Start Recorded information

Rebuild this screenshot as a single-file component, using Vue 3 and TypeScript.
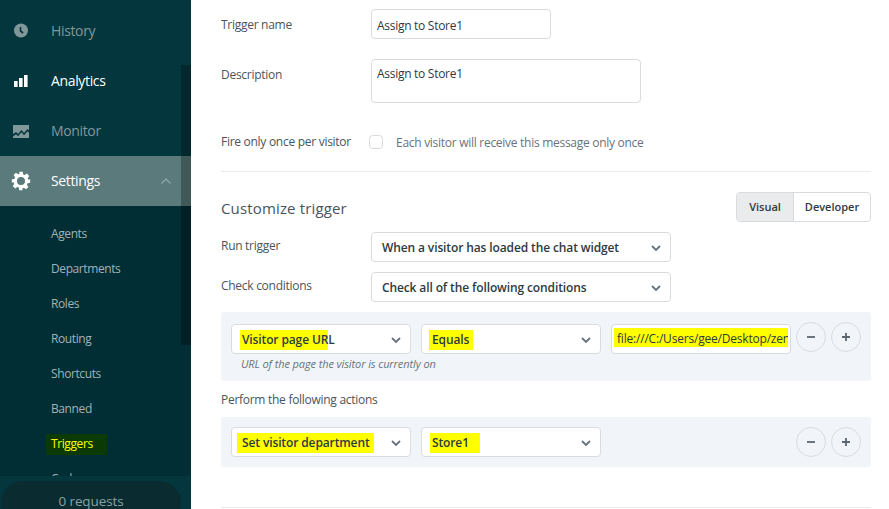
<script setup lang="ts">
const subItems: string[] = ['Agents', 'Departments', 'Roles', 'Routing', 'Shortcuts', 'Banned', 'Triggers', 'Codes']
</script>

<template>
  <div class="page">
    <aside class="sidebar">
      <div class="nav">
        <div class="nav-item muted">
          <svg class="icon" viewBox="0 0 16 16"><circle cx="8" cy="7.500" r="7" fill="currentColor" /><path d="M7.500 4v4l2.600 2" fill="none" stroke="#03363d" stroke-width="1.600" /></svg>
          <span>History</span>
        </div>
        <div class="nav-item bright">
          <svg class="icon" viewBox="0 0 16 16"><rect x="1" y="8" width="3.600" height="6" fill="currentColor" /><rect x="6" y="5" width="3.600" height="9" fill="currentColor" /><rect x="11" y="2" width="3.600" height="12" fill="currentColor" /></svg>
          <span>Analytics</span>
        </div>
        <div class="nav-item muted">
          <svg class="icon" viewBox="0 0 16 16"><path d="M0 2h16v5.500l-1.500-1.500-3.500 4-2.500-3-3.500 4-2-2L0 11zM0 13.500l3-2.200 2 2 3.500-4 2.500 3 3.500-4 1.500 1.500V15H0z" fill="currentColor" /></svg>
          <span>Monitor</span>
        </div>
        <div class="nav-item active">
          <svg class="icon gear" viewBox="0 0 24 24"><path fill="currentColor" fill-rule="evenodd" d="M10 1h4l.6 3.100 1.900.8 2.600-1.800 2.800 2.800-1.800 2.600.8 1.900L23 10v4l-3.100.6-.8 1.900 1.800 2.600-2.800 2.800-2.600-1.800-1.900.8L13.900 23h-4l-.5-3.100-1.900-.8-2.600 1.800-2.800-2.800 1.800-2.600-.8-1.900L1 14v-4l3.100-.5.8-1.900-1.800-2.700 2.800-2.800 2.600 1.800 1.900-.8zM12 7.200a4.800 4.800 0 1 0 0 9.600 4.800 4.800 0 0 0 0-9.600z" /></svg>
          <span>Settings</span>
          <svg class="caret" viewBox="0 0 12 8"><path d="M1.500 6.500 6 2l4.500 4.500" fill="none" stroke="currentColor" stroke-width="1.500" /></svg>
        </div>
      </div>
      <div class="sub">
        <div v-for="item in subItems" :key="item" class="sub-item">
          <span :class="{ trig: item === 'Triggers' }">{{ item }}</span>
        </div>
      </div>
      <div class="scroll"></div>
      <div class="footer"><div class="pill">0 requests</div></div>
    </aside>

    <main class="main">
      <div class="row r-name">
        <label class="lab">Trigger name</label>
        <div class="input w180">Assign to Store1</div>
      </div>
      <div class="row r-desc">
        <label class="lab">Description</label>
        <div class="input area">Assign to Store1</div>
      </div>
      <div class="row r-fire">
        <label class="lab">Fire only once per visitor</label>
        <span class="check"></span>
        <span class="note">Each visitor will receive this message only once</span>
      </div>
      <hr class="rule rule1" />
      <div class="head">
        <h2>Customize trigger</h2>
        <div class="toggle"><span class="on">Visual</span><span>Developer</span></div>
      </div>
      <div class="row r-sel">
        <label class="lab">Run trigger</label>
        <div class="select w300"><b>When a visitor has loaded the chat widget</b><svg class="chev" viewBox="0 0 10 6"><path d="M1 1l4 4 4-4" fill="none" stroke="currentColor" stroke-width="1.800" /></svg></div>
      </div>
      <div class="row r-sel r-sel2">
        <label class="lab">Check conditions</label>
        <div class="select w300"><b>Check all of the following conditions</b><svg class="chev" viewBox="0 0 10 6"><path d="M1 1l4 4 4-4" fill="none" stroke="currentColor" stroke-width="1.800" /></svg></div>
      </div>
      <section class="panel p1">
        <div class="fields">
          <div class="select w180"><b><mark class="hl hl-visitor">Visitor page UR</mark>L</b><svg class="chev" viewBox="0 0 10 6"><path d="M1 1l4 4 4-4" fill="none" stroke="currentColor" stroke-width="1.800" /></svg></div>
          <div class="select w180"><b><mark class="hl hl-equals">Equals</mark></b><svg class="chev" viewBox="0 0 10 6"><path d="M1 1l4 4 4-4" fill="none" stroke="currentColor" stroke-width="1.800" /></svg></div>
          <div class="input w180 url"><mark class="hl-url">file:///C:/Users/gee/Desktop/zendesk</mark></div>
          <div class="circles">
            <span class="circle"><svg viewBox="0 0 10 10"><path d="M1 5h8" stroke="currentColor" stroke-width="1.800" /></svg></span>
            <span class="circle"><svg viewBox="0 0 10 10"><path d="M1 5h8M5 1v8" stroke="currentColor" stroke-width="1.800" /></svg></span>
          </div>
        </div>
        <div class="hint">URL of the page the visitor is currently on</div>
      </section>
      <div class="perform">Perform the following actions</div>
      <section class="panel p2">
        <div class="fields">
          <div class="select w180"><b><mark class="hl hl-set">Set visitor department</mark></b><svg class="chev" viewBox="0 0 10 6"><path d="M1 1l4 4 4-4" fill="none" stroke="currentColor" stroke-width="1.800" /></svg></div>
          <div class="select w180"><b><mark class="hl hl-store">Store1</mark></b><svg class="chev" viewBox="0 0 10 6"><path d="M1 1l4 4 4-4" fill="none" stroke="currentColor" stroke-width="1.800" /></svg></div>
          <div class="circles right">
            <span class="circle"><svg viewBox="0 0 10 10"><path d="M1 5h8" stroke="currentColor" stroke-width="1.800" /></svg></span>
            <span class="circle"><svg viewBox="0 0 10 10"><path d="M1 5h8M5 1v8" stroke="currentColor" stroke-width="1.800" /></svg></span>
          </div>
        </div>
      </section>
      <hr class="rule rule2" />
    </main>
  </div>
</template>

<style>
html, body { margin: 0; background: #fff; overflow: hidden; }
</style>

<style scoped>
.page {
  width: 889px; height: 509px; display: flex; overflow: hidden;
  font-family: "Open Sans", "Noto Sans", sans-serif; font-size: 12px; letter-spacing: -0.28px; color: #49545c;
}
.sidebar { position: relative; width: 191px; flex: none; height: 509px; background: #012d34; overflow: hidden; }
.nav { background: #03363d; padding-top: 6px; }
.nav-item { height: 50px; display: flex; align-items: center; font-size: 14px; letter-spacing: -0.35px; position: relative; padding-left: 12px; }
.nav-item > span { margin-left: 21px; padding-bottom: 2px; }
.icon { width: 18px; height: 16px; flex: none; }
.gear { width: 20px; height: 20px; margin-left: -1px; margin-right: -1px; }
.muted { color: #81989a; }
.bright { color: #fff; }
.active { background: #5a7a7c; color: #fff; }
.caret { position: absolute; left: 160px; top: 21px; width: 12px; height: 8px; color: #8ba2a3; }
.sub { padding-top: 10px; }
.sub-item { height: 35px; line-height: 35px; padding-left: 51px; font-size: 12px; letter-spacing: -0.4px; color: #a0b4b6; }
.trig { color: #ffff00; background: #0c3a05; box-shadow: -5px 0 0 #0c3a05, 14px 0 0 #0c3a05; padding: 1px 0 3px; }
.scroll { position: absolute; left: 181px; top: 65px; width: 10px; height: 280px; background: rgba(0, 0, 0, 0.28); }
.footer { position: absolute; left: 0; right: 0; bottom: 0; height: 33px; background: #03363d; }
.pill { margin: 5px 10px 0 1px; height: 44px; border-radius: 22px; background: #0a2b30; color: #8ba2a3; text-align: center; font-size: 13.500px; letter-spacing: -0.1px; line-height: 40px; }

.main { flex: 1; padding: 0 18px 0 30px; min-width: 0; }
.row { display: flex; align-items: flex-start; }
.lab { width: 150px; height: 30px; flex: none; line-height: 32px; color: #49545c; }
.r-name { padding-top: 9px; }
.r-desc { padding-top: 20px; }
.r-fire { padding-top: 24px; height: 30px; align-items: center; }
.r-fire .lab { line-height: 30px; }
.input, .select {
  box-sizing: border-box; height: 30px; line-height: 31px; border: 1px solid #d8dcde; border-radius: 4px;
  background: #fff; padding: 0 5px; color: #2f3941; white-space: nowrap;
}
.w180 { width: 180px; flex: none; }
.w300 { width: 300px; flex: none; }
.area { width: 270px; height: 44px; line-height: 27px; padding: 0 5px; }
.check { box-sizing: border-box; width: 14px; height: 14px; border: 1px solid #d8dcde; border-radius: 4px; margin-left: -2px; flex: none; }
.note { margin-left: 13px; color: #68737d; }
.rule { border: 0; height: 1px; background: #e9ebed; margin: 0; }
.rule1 { margin-top: 14px; }
.head { display: flex; justify-content: space-between; align-items: center; height: 30px; margin-top: 20px; }
h2 { margin: 0; padding-top: 1px; font-size: 15px; letter-spacing: 0.15px; font-weight: 400; color: #49545c; }
.toggle { display: flex; box-sizing: border-box; width: 135px; height: 30px; border: 1px solid #d8dcde; border-radius: 4px; overflow: hidden; font-size: 11px; letter-spacing: 0; font-weight: 600; color: #2f3941; }
.toggle span { flex: 1; text-align: center; line-height: 28px; }
.toggle .on { flex: none; width: 56px; background: #e9ebed; border-right: 1px solid #d8dcde; }
.r-sel { padding-top: 10px; }
.r-sel .lab { line-height: 28px; }
.select { display: flex; justify-content: space-between; align-items: center; padding: 2px 10px 0; position: relative; line-height: 20px; }
.select b { font-weight: 600; color: #2f3941; letter-spacing: -0.12px; }
.chev { width: 10px; height: 6px; color: #68737d; flex: none; margin-right: -1px; }
.panel { background: #f1f5f9; border-radius: 3px; margin-top: 10px; box-sizing: border-box; padding: 12px 10px 0; }
.p1 { height: 69px; }
.p2 { height: 50px; padding-top: 10px; margin-top: 9px; }
.fields { display: flex; gap: 10px; position: relative; }
.url { padding: 3px 2px; line-height: 22px; overflow: hidden; letter-spacing: -0.2px; }
.hl-url { display: block; background: #ffff00; color: #2f3941; padding: 0 1px 0 3px; height: 19px; overflow: hidden; }
.hl { background: #ffff00; color: inherit; padding: 1px 0 2px; }
.hl-visitor { padding-left: 2px; margin-left: -2px; }
.hl-equals { padding-left: 3px; padding-right: 4px; margin-left: -3px; }
.hl-set { padding-left: 5px; padding-right: 4px; margin-left: -5px; }
.hl-store { padding-left: 2px; padding-right: 11px; margin-left: -2px; }
.circles { display: flex; gap: 5px; margin-left: -5px; margin-top: -2px; }
.circles.right { margin-left: auto; margin-top: 0; }
.circle { box-sizing: border-box; width: 30px; height: 30px; border: 1px solid #d8dcde; border-radius: 50%; display: flex; align-items: center; justify-content: center; color: #5d676f; }
.circle svg { width: 10px; height: 10px; }
.hint { font-style: italic; font-size: 11px; letter-spacing: -0.1px; color: #68737d; margin: 2px 0 0 10px; }
.perform { margin-top: 11px; line-height: 16px; height: 16px; }
.rule2 { margin-top: 40px; }
</style>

End Recorded information

Gather and copy every line of the data in which the string "this" is found.

Rebuild this screenshot as a single-file component, using Vue 3 and TypeScript.
        <span class="note">Each visitor will receive this message only once</span>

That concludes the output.